4/10
For the history you'll have to read a book
26 November 2017
Warning: Spoilers
Dolly Madison's life as it was would seem to provide plenty of interesting material for a Hollywood Biopic, but the makers of MAGNIFICENT DOLL (script by Irving Stone, direction by Frank Borzage) apparently didn't think so. What we get of her life is dominated by a fictional love triangle between Aaron Burr (David Niven), Dolly (Ginger Rogers) and James Madison (Burgess Meredith). In reality, there's no reason to believe that Burr was any more than an acquaintance of Dolly Madison's. There is also little reason to believe that she was particularly unhappy in her first marriage. Her first husband and young child did, indeed, die of yellow fever, but there was another son who survived and grew up to become an alcoholic, a major embarrassment for Dolly and her second husband, James Madison. And she certainly had nothing to do with Aaron Burr's treason trial, or its aftermath! Indeed, nearly everything dramatized in MAGNIFICENT DOLL is nonsense while those events quickly passed over and accompanied by Dolly's voice-over narratives are generally accurate. One would have thought that there would be much of interest in Dolly's efforts as Thomas Jefferson's de facto First Lady, her accomplishments in whipping the new White House into shape, and her rescuing of the Declaration of Independence and Washington's portrait during the War of 1812, but Hollywood had other ideas.

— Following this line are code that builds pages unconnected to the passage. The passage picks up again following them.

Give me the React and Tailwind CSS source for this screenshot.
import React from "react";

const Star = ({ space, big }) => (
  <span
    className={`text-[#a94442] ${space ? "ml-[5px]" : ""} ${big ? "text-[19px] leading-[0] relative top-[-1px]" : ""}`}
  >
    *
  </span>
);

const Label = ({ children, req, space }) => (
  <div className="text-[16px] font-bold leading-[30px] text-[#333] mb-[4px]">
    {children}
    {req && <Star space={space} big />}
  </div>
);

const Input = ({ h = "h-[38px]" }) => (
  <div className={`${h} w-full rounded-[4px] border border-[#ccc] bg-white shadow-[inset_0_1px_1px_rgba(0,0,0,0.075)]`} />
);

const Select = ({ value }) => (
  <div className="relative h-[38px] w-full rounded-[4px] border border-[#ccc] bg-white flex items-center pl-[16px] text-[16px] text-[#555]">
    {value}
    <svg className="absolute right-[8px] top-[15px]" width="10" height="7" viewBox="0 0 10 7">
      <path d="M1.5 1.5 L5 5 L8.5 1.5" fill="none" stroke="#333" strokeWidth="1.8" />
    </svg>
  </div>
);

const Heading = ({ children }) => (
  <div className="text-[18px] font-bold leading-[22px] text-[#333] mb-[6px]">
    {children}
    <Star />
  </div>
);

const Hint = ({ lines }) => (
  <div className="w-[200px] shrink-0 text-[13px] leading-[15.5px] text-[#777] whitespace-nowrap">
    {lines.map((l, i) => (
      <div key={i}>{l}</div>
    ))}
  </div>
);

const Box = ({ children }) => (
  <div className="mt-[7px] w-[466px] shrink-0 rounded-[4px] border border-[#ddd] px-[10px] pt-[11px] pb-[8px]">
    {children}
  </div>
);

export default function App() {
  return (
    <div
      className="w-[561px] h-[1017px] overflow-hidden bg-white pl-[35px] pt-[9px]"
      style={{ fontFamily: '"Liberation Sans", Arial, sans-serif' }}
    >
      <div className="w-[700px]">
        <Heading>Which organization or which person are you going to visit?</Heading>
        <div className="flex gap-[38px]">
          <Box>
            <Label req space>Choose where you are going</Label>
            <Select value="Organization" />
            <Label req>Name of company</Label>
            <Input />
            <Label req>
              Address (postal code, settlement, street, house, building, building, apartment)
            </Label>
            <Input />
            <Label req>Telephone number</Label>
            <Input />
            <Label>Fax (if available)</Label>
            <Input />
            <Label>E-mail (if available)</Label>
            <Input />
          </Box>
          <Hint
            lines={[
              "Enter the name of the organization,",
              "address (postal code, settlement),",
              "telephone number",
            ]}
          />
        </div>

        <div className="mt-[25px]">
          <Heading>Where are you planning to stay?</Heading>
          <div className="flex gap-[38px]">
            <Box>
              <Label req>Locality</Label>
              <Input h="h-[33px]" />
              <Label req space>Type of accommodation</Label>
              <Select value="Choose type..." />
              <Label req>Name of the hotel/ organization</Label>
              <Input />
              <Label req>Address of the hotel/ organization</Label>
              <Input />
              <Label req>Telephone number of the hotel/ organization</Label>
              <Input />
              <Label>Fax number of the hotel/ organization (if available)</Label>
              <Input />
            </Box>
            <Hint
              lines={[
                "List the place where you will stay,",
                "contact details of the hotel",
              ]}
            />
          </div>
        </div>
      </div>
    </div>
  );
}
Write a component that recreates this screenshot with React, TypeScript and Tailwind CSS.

Alas, the drama that they did give us is rather sluggish and not very dramatic at all. Being short himself and giving off an intelligent air, Burgess Meredith was a good choice as James Madison, in real life a brilliant and scholarly fellow lacking much in the way of social graces. Today we would call the 'Father of the Constitution' a nerd. Ginger Rogers may seem unlikely casting for a 'Founding Mother', but in fact she was a first cousin of no less than George Washington himself, and if Dolly Madison was anything she was one 'Vivacious Lady'. Indeed, it would have been better if Ginger had allowed much more of her own natural vivacity to shine through, but she appears to have approached the role of an American Heroine with too much reverence for the movie's good. She also had a tendency to rush through her lines, possibly noticing the inherent dullness of the many long speeches with which she was saddled.

MAGNIFICENT DOLL actually belongs to the character of Aaron Burr, played more or less as a Byronic Hero (which wouldn't be anachronistic) by David Niven, a rare descent into villainy for that fine actor. He gets the Satanic charm down pat, but I'm not sure that the character's eventual madness really became this normally droll thespian. Burr is a difficult historical character to pin down, and such an interpretation of him is perfectly defensible.

Though these are all marvelous actors and the history is ripe for storytelling, MAGNIFICENT DOLL is mediocre at best. It would be nice to see another shot taken at telling the story of Dolly Madison.